Oppenheimer called the Exploratorium “a kind of woods of natural phenomena,” a place where you went more to explore than to have things explained to you. He liked to say that he built it for the same reason that people build parks—because there aren’t enough trees around—and insisted that it have no guards and as few rules as possible. Children should be free to run around as they pleased; if they broke something, so what? “The whole point of the Exploratorium,” he said,

is to make it possible for people to feel they can understand the world around them. I think a lot of people have given up with that understanding—and if they give it up with the physical world around them, they give it up with the social and political world as well.

Today the Exploratorium employs three hundred people, hosts over a half-million visitors a year, and has been more or less cloned in Beijing, Paris, Tokyo, Moscow, and scores of other cities. Alan Friedman, director of the New York Hall of Science, calls it “the most influential museum in the history of the world.”

Yet it is not really a museum, and it is not exactly about science. As its motto, “Dedicated to Awareness,” suggests, the Exploratorium works mainly to subvert naive-realistic views of perception. It conveys scientific concepts, to be sure, but the principal effect of its many mirrors and lenses and spinning wheels is to make people realize that perception is itself a kind of a theory, and like all theories is vulnerable to disproof by experimentation.
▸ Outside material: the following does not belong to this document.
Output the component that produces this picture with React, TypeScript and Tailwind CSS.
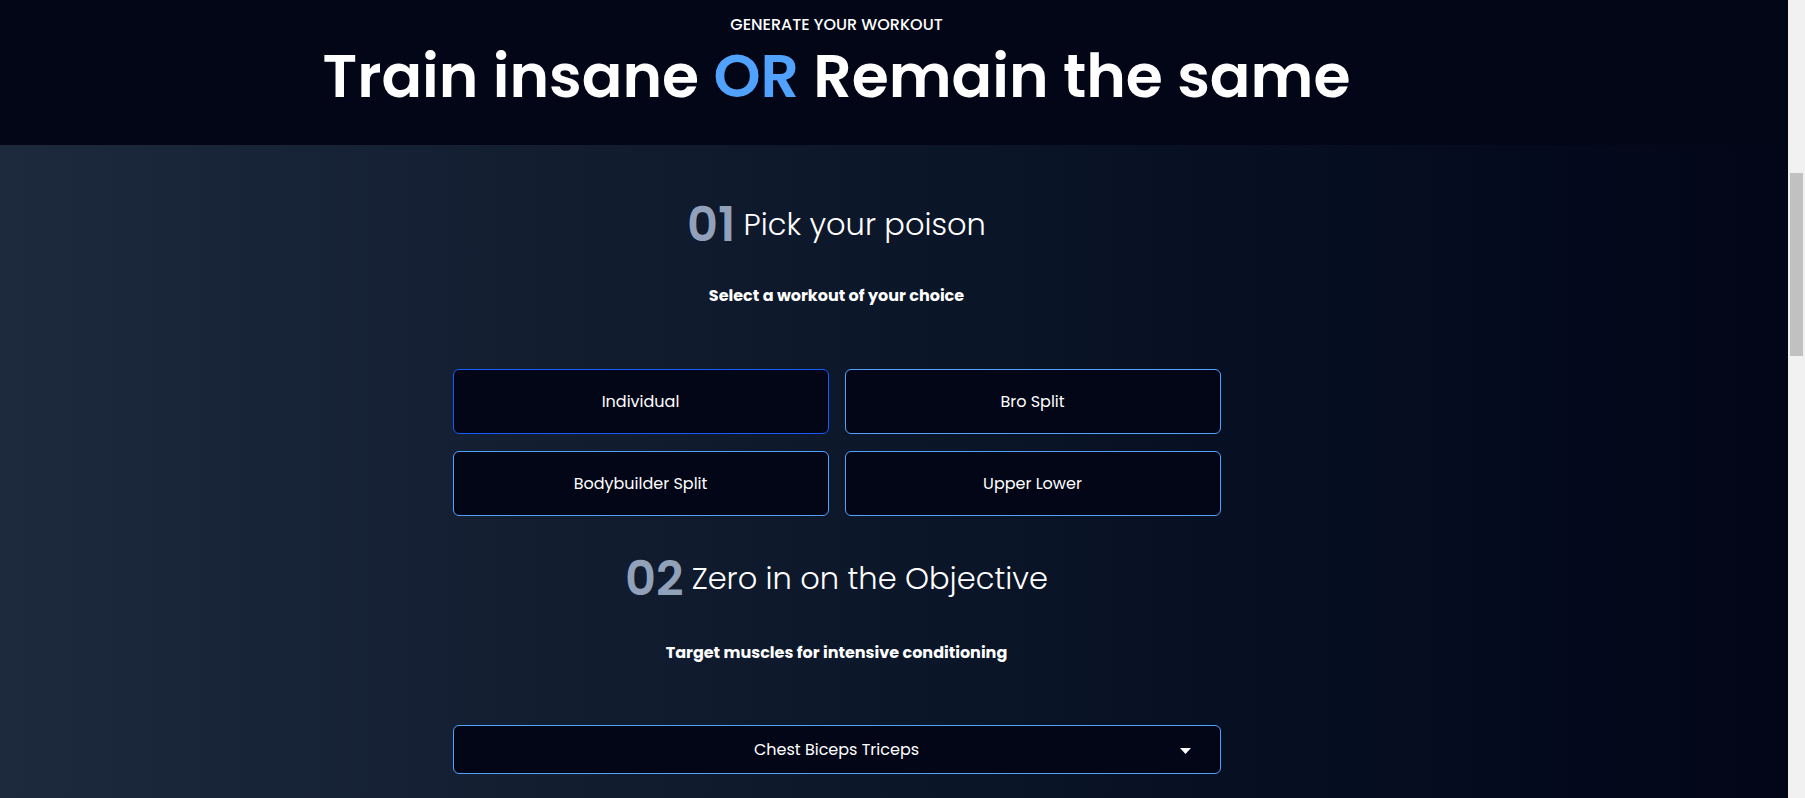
const workouts = ['Individual', 'Bro Split', 'Bodybuilder Split', 'Upper Lower'];

const StepHeader = ({ num, title }: { num: string; title: string }) => (
  <div className="flex items-center gap-2">
    <span className="text-5xl leading-none font-semibold text-slate-400">{num}</span>
    <span className="text-[30.5px] leading-none font-light text-white">{title}</span>
  </div>
);

const App = () => {
  return (
    <div
      className="flex h-[798px] w-full overflow-hidden"
      style={{ fontFamily: 'Poppins, Inter, "Noto Sans", sans-serif' }}
    >
      <div className="flex-1 flex flex-col">
        {/* Hero strip */}
        <header className="h-[145px] bg-[#020617] flex flex-col items-center pt-[13px] pr-[115px]">
          <p className="text-base leading-6 font-medium text-white uppercase">Generate your workout</p>
          <h1 className="mt-[9px] text-[60px] leading-none font-semibold text-white">
            Train insane <span className="text-blue-400">OR</span> Remain the same
          </h1>
        </header>

        <section className="flex-1 bg-gradient-to-r from-slate-800 to-slate-950 flex flex-col items-center pr-[115px] pt-[56px]">
          <StepHeader num="01" title="Pick your poison" />
          <p className="mt-[35px] text-base leading-6 font-bold text-white">Select a workout of your choice</p>

          <div className="mt-[61px] grid grid-cols-2 gap-x-4 gap-y-[17px] w-[768px]">
            {workouts.map((w, i) => (
              <button
                key={w}
                className={`h-[65px] rounded-md bg-[#020617] border text-base text-white ${
                  i === 0 ? 'border-blue-600' : 'border-blue-400'
                }`}
              >
                {w}
              </button>
            ))}
          </div>

          <div className="mt-[39px]">
            <StepHeader num="02" title="Zero in on the Objective" />
          </div>
          <p className="mt-[38px] text-base leading-6 font-bold text-white">Target muscles for intensive conditioning</p>

          <div className="relative mt-[60px] w-[768px] h-[49px] rounded-md border border-blue-400 bg-[#020617] flex items-center justify-center text-base text-white">
            Chest Biceps Triceps
            <svg className="absolute right-[29px] top-[22px]" width="11" height="6" viewBox="0 0 11 6">
              <path d="M0 0h11L5.5 6z" fill="white" />
            </svg>
          </div>
        </section>
      </div>

      {/* browser scrollbar */}
      <div className="w-[17px] bg-[#f1f1f1] pt-[173px] flex justify-center">
        <div className="w-[13px] h-[183px] bg-[#c1c1c1]" />
      </div>
    </div>
  );
};

export default App;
Kids love it, perhaps because growing up is largely a matter of correcting flaws in one’s perceptions. Adults more invested in defending their worldview can find it challenging. “That was intense,” said a young mother who I saw emerging with her two children after a recent visit. Her children said they wanted to come back right away.
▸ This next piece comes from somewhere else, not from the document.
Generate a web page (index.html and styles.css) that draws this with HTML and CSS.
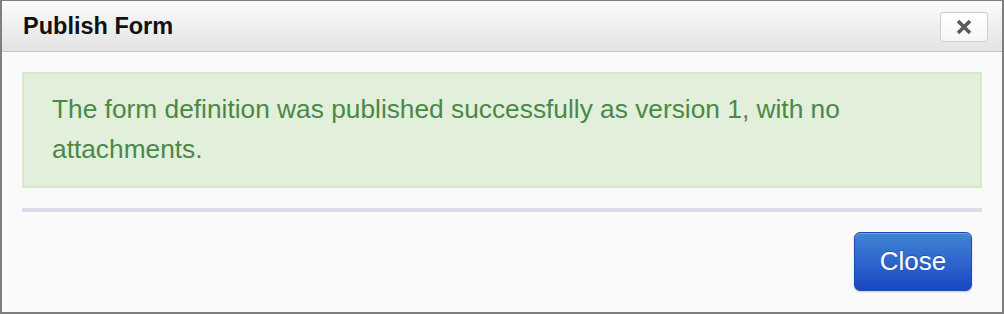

K.C. Cole, a respected science writer now on the faculty at the Annenberg School of Journalism at USC, met Frank Oppenheimer when she was twenty-six years old and worked for him until his death thirteen years later, in 1985. She knew him and Jackie well, sometimes stayed at their house, and is not reticent about recounting Frank’s flaws along with his accomplishments. It is unlikely that anyone will ever write a more perceptive biography of Frank Oppenheimer.

If Cole’s book has any flaws—apart from a self-promoting foreword by the physicist Murray Gell-Mann, who boasts in its first sentence of having “helped Frank Oppenheimer obtain a critical million-dollar grant…for his fledging Exploratorium”—they arise from what Cole describes as her being “deeply addicted to Frank’s way of thinking.” One result is that the book sometimes lapses into old-left political assumptions absorbed from Frank Oppenheimer and not freshly appraised. When Cole writes that “by the 1960s, the government was already spending more on nuclear arms than on schools,” she means the federal government, but that’s not how Americans fund their public schools. Taking state and local funding into account, Americans spend ten times as much on education as on nuclear arms. As Joseph Alsop—an outspoken defender of Robert Oppenheimer—put it at the time of the HUAC hearings, Frank could be “as silly about politics as he is clever about physics.”

Still, when we consider that Robert Oppenheimer’s greatest accomplishment was to build a bomb that just about everybody wants there to be fewer of, while his younger brother advanced techniques in science education that almost everybody wants there to be more of, we may wonder which brother will, in the long run, have the more enduring legacy.